Avverso la sentenza di appello, il dirigente proponeva ricorso per cassazione, denunciando che i giudici territoriali avevano omesso di esaminare taluni fatti decisivi della controversia.
Respingendo il ricorso del dirigente, la Cassazione ha avuto modo di sottolineare che l’accertamento complessivo dei fatti era risultato chiaro e convincente, posto che la Corte d’appello aveva motivato la propria decisione in modo coerente ed esente da vizi logico argomentativi. Al riguardo, nessun rilievo riconosceva la Suprema Corte al fatto che i giudici territoriali non avessero considerato ai fini della qualificazione della fattispecie i denunciati «rapporti tesi e conflittuali fra le parti», in quanto inidonei a dimostrare un intento persecutorio nei confronti del dirigente.
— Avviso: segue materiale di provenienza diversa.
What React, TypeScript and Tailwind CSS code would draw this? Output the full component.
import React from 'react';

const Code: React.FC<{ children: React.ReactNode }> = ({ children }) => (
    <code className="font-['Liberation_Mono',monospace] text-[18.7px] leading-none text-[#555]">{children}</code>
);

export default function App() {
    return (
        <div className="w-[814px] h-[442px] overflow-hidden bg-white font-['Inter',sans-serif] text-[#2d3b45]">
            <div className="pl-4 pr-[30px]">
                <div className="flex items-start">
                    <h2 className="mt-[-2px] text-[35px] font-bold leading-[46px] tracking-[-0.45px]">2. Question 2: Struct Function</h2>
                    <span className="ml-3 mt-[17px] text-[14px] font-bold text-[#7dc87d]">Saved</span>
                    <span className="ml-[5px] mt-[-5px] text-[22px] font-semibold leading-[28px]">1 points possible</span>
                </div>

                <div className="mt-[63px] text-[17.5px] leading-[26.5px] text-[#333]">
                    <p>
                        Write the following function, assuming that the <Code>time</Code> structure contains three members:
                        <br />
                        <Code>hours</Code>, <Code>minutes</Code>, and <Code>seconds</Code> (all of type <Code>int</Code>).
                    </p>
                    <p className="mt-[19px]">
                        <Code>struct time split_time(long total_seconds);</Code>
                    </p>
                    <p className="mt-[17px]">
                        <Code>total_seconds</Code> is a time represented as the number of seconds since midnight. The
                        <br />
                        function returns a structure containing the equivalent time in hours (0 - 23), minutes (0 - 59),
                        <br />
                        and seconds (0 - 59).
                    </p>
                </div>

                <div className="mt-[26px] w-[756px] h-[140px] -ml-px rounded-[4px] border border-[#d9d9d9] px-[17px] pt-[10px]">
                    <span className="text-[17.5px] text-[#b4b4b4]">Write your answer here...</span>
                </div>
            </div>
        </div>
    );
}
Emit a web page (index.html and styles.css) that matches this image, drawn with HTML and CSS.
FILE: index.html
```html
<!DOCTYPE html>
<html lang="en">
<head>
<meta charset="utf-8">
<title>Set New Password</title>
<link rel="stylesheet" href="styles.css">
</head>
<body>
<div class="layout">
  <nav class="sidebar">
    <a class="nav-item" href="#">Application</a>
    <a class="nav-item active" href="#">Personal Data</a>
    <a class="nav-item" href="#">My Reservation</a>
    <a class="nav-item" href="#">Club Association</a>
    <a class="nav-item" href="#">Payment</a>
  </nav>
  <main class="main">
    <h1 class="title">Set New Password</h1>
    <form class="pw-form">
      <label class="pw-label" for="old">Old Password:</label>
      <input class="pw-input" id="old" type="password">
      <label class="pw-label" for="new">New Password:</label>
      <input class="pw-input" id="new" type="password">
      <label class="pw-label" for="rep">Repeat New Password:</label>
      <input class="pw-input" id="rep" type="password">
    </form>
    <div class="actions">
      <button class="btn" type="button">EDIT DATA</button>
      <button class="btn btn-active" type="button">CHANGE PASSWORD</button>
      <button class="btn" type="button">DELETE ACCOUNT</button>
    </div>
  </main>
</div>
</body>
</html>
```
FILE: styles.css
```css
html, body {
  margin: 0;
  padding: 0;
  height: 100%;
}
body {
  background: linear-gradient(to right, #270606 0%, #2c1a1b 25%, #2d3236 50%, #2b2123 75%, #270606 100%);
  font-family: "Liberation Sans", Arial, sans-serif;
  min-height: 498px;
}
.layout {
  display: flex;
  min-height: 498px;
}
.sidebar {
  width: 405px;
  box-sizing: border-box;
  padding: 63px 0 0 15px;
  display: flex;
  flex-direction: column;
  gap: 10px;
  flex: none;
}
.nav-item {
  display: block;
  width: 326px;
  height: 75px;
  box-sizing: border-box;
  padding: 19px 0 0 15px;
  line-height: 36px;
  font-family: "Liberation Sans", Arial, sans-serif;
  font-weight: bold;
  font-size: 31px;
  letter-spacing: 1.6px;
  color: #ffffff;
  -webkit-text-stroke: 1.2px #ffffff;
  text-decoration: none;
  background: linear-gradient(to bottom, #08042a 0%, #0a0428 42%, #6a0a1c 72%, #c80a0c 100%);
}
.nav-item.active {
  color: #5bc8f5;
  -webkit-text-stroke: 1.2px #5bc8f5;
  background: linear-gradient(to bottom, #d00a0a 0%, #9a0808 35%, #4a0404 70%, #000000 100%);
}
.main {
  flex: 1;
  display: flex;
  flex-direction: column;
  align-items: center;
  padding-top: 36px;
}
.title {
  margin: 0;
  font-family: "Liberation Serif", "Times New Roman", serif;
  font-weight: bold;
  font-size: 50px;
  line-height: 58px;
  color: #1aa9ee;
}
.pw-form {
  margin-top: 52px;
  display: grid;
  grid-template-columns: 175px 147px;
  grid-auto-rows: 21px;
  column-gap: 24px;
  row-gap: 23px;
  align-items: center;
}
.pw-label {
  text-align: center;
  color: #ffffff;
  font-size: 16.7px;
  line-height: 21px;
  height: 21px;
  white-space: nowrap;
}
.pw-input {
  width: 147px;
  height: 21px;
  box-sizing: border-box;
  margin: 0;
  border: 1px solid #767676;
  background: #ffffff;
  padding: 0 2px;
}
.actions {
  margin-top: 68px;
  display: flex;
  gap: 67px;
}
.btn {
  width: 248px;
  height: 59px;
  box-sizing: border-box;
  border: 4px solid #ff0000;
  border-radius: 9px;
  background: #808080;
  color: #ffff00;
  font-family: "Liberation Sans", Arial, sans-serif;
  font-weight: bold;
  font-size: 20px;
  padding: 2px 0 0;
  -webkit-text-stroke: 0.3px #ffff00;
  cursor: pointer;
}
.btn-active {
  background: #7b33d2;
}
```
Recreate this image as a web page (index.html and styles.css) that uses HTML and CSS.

Si segnala che il principio espresso dalla Cassazione si pone in parziale contrasto con altra recente pronuncia che aveva invece riconosciuto come le critiche provenienti dal datore di lavoro potessero ben qualificare gli estremi della condotta mobbizzante (Corte di Cassazione n. 23923/2009).
Ciò posto, dall’esame dell’orientamento generale e solitamente condiviso della Corte di cassazione può in ogni caso dirsi pacifico che l’accertamento del mobbing presuppone non tanto un singolo atto lesivo o di condotte multiple ma tra loro non correlate, bensì la reiterazione di una pluralità di atteggiamenti e fatti, anche se non connotati da rilevanza penale, convergenti sia nell’esprimere l’ostilità del soggetto attivo verso la vittima, sia nell’efficace capacità di mortificare e isolare il dipendente dall’ambiente di lavoro. Circostanze che, nel caso di specie, non erano state concretamente allegate e provate.